Having made documentary films until now, I had no desire to try to force my fictional story onto the world. I researched in detail the history and background of the town, the rivers, the roads that were to be the setting for the film, cast local people as actors, and obtained permission to film in the places that were especially relevant. I believe I have told a story that actually happened in that place, although perhaps nobody is aware of it. The old folk song that runs through the film as a vital key was once popular across Japan, but is long forgotten now. The Japanese title “”Awauta (Song of Awa)” refers both to an old song from the country of Awa - present day Tokushima - and also to a song that is as formless and unknowable as the foam (“awa”) itself.

The Method
The budget was 3 million yen. The film crew was three people. Apart from Yumiko, all the cast were amateurs and most of the scenes were improvised. Accidents and chance happenings were a blessing and the script was altered to accommodate them. I wanted to break down pre-established harmonies. Our challenge was to see how much we could accept beyond our preconceived ideas, how much we could ignore the script and create something on the spot as occasion presented itself. We filmed during one of the coldest winters on record, and the actors were flinching in the cold. I wanted to capture that cold, and the almost repulsive way it colored Tokushima’s worn-out streets.
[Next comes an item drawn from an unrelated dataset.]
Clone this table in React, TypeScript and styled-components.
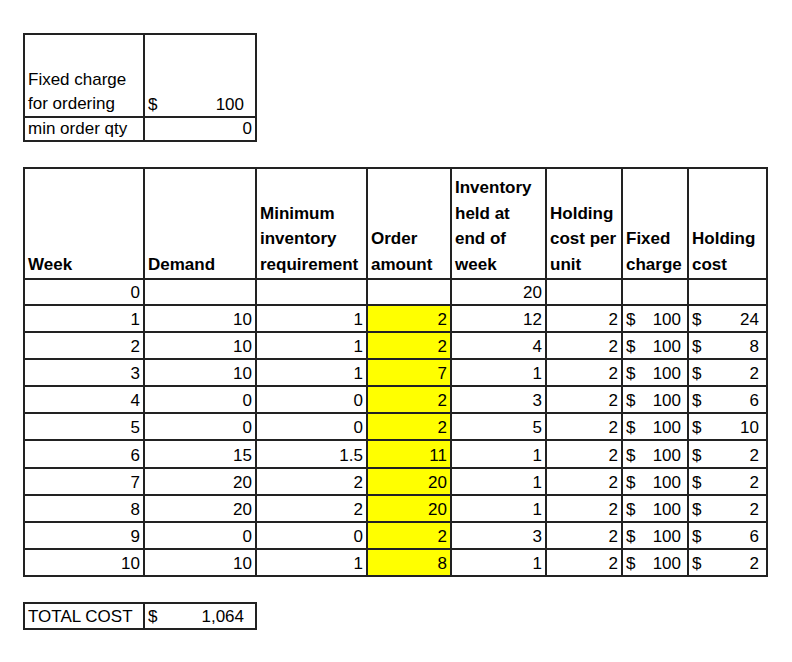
import React from 'react';
import styled, { createGlobalStyle } from 'styled-components';

const GlobalStyle = createGlobalStyle`
  html, body {
    margin: 0;
    background: #ffffff;
  }
  body {
    font-family: "Liberation Sans", Arial, sans-serif;
    color: #000;
  }
`;

const Page = styled.div`
  display: flex;
  flex-direction: column;
  align-items: flex-start;
  padding: 33px 0 0 23px;
  gap: 25px;
`;

const Sheet = styled.table<{ $gapTop?: number }>`
  border-collapse: collapse;
  table-layout: fixed;
  font-size: 17px;
  margin-top: ${(p) => p.$gapTop ?? 0}px;
`;

const Cell = styled.td<{ $align?: 'left' | 'right'; $fill?: string }>`
  border: 2px solid #222;
  padding: 0 3px;
  text-align: ${(p) => p.$align ?? 'right'};
  vertical-align: bottom;
  background: ${(p) => p.$fill ?? '#fff'};
  white-space: nowrap;
  line-height: 22px;
`;

const Head = styled.th`
  border: 2px solid #222;
  padding: 0 3px 1px;
  text-align: left;
  vertical-align: bottom;
  font-weight: bold;
  line-height: 25.5px;
  height: 108px;
`;

const Row = styled.tr<{ $h: number }>`
  height: ${(p) => p.$h}px;
`;

const LabelText = styled.div`
  line-height: 24px;
`;

const Money = styled.div<{ $pad?: number }>`
  display: flex;
  justify-content: space-between;
  padding-right: ${(p) => p.$pad ?? 0}px;
`;

const mainCols = [120, 112, 111, 84, 95, 76, 66, 79];

const headers = [
  ['Week'],
  ['Demand'],
  ['Minimum', 'inventory', 'requirement'],
  ['Order', 'amount'],
  ['Inventory', 'held at', 'end of', 'week'],
  ['Holding', 'cost per', 'unit'],
  ['Fixed', 'charge'],
  ['Holding', 'cost'],
];

type WeekRow = [number, number, number, number, number, number, number, number];

// week, demand, min req, order, inventory, holding/unit, fixed, holding cost
const weeks: WeekRow[] = [
  [1, 10, 1, 2, 12, 2, 100, 24],
  [2, 10, 1, 2, 4, 2, 100, 8],
  [3, 10, 1, 7, 1, 2, 100, 2],
  [4, 0, 0, 2, 3, 2, 100, 6],
  [5, 0, 0, 2, 5, 2, 100, 10],
  [6, 15, 1.5, 11, 1, 2, 100, 2],
  [7, 20, 2, 20, 1, 2, 100, 2],
  [8, 20, 2, 20, 1, 2, 100, 2],
  [9, 0, 0, 2, 3, 2, 100, 6],
  [10, 10, 1, 8, 1, 2, 100, 2],
];

function Cols({ widths }: { widths: number[] }) {
  return (
    <colgroup>
      {widths.map((w, i) => (
        <col key={i} style={{ width: w }} />
      ))}
    </colgroup>
  );
}

export default function App() {
  return (
    <>
      <GlobalStyle />
      <Page>
        <Sheet>
          <Cols widths={[120, 112]} />
          <tbody>
            <Row $h={83}>
              <Cell $align="left">
                <LabelText>Fixed charge</LabelText>
                <LabelText>for ordering</LabelText>
              </Cell>
              <Cell>
                <Money $pad={8}>
                  <span>$</span>
                  <span>100</span>
                </Money>
              </Cell>
            </Row>
            <Row $h={23}>
              <Cell $align="left">min order qty</Cell>
              <Cell>0</Cell>
            </Row>
          </tbody>
        </Sheet>

        <Sheet>
          <Cols widths={mainCols} />
          <thead>
            <tr>
              {headers.map((lines) => (
                <Head key={lines.join(' ')}>
                  {lines.map((l) => (
                    <div key={l}>{l}</div>
                  ))}
                </Head>
              ))}
            </tr>
          </thead>
          <tbody>
            <Row $h={26}>
              <Cell>0</Cell>
              <Cell />
              <Cell />
              <Cell />
              <Cell>20</Cell>
              <Cell />
              <Cell />
              <Cell />
            </Row>
            {weeks.map(([wk, dem, min, ord, inv, hc, fixed, hold]) => (
              <Row $h={27.1} key={wk}>
                <Cell>{wk}</Cell>
                <Cell>{dem}</Cell>
                <Cell>{min}</Cell>
                <Cell $fill="#ffff00">{ord}</Cell>
                <Cell>{inv}</Cell>
                <Cell>{hc}</Cell>
                <Cell>
                  <Money $pad={3}>
                    <span>$</span>
                    <span>{fixed}</span>
                  </Money>
                </Cell>
                <Cell>
                  <Money $pad={4}>
                    <span>$</span>
                    <span>{hold}</span>
                  </Money>
                </Cell>
              </Row>
            ))}
          </tbody>
        </Sheet>

        <Sheet>
          <Cols widths={[120, 112]} />
          <tbody>
            <Row $h={26}>
              <Cell $align="left">TOTAL COST</Cell>
              <Cell>
                <Money $pad={8}>
                  <span>$</span>
                  <span>1,064</span>
                </Money>
              </Cell>
            </Row>
          </tbody>
        </Sheet>
      </Page>
    </>
  );
}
I had no intention of explaining everything. In fact, I tried hard not to explain at all. Throughout the film, most of the cuts are of a hand, or a detail - I intentionally filmed from angles that could not capture the whole picture. Just as a different viewpoint makes a variety of different explanations possible, I wanted the viewers to be able to thread the scenes together into a story in their heads. After 18 months of painstaking editing, the film was completed.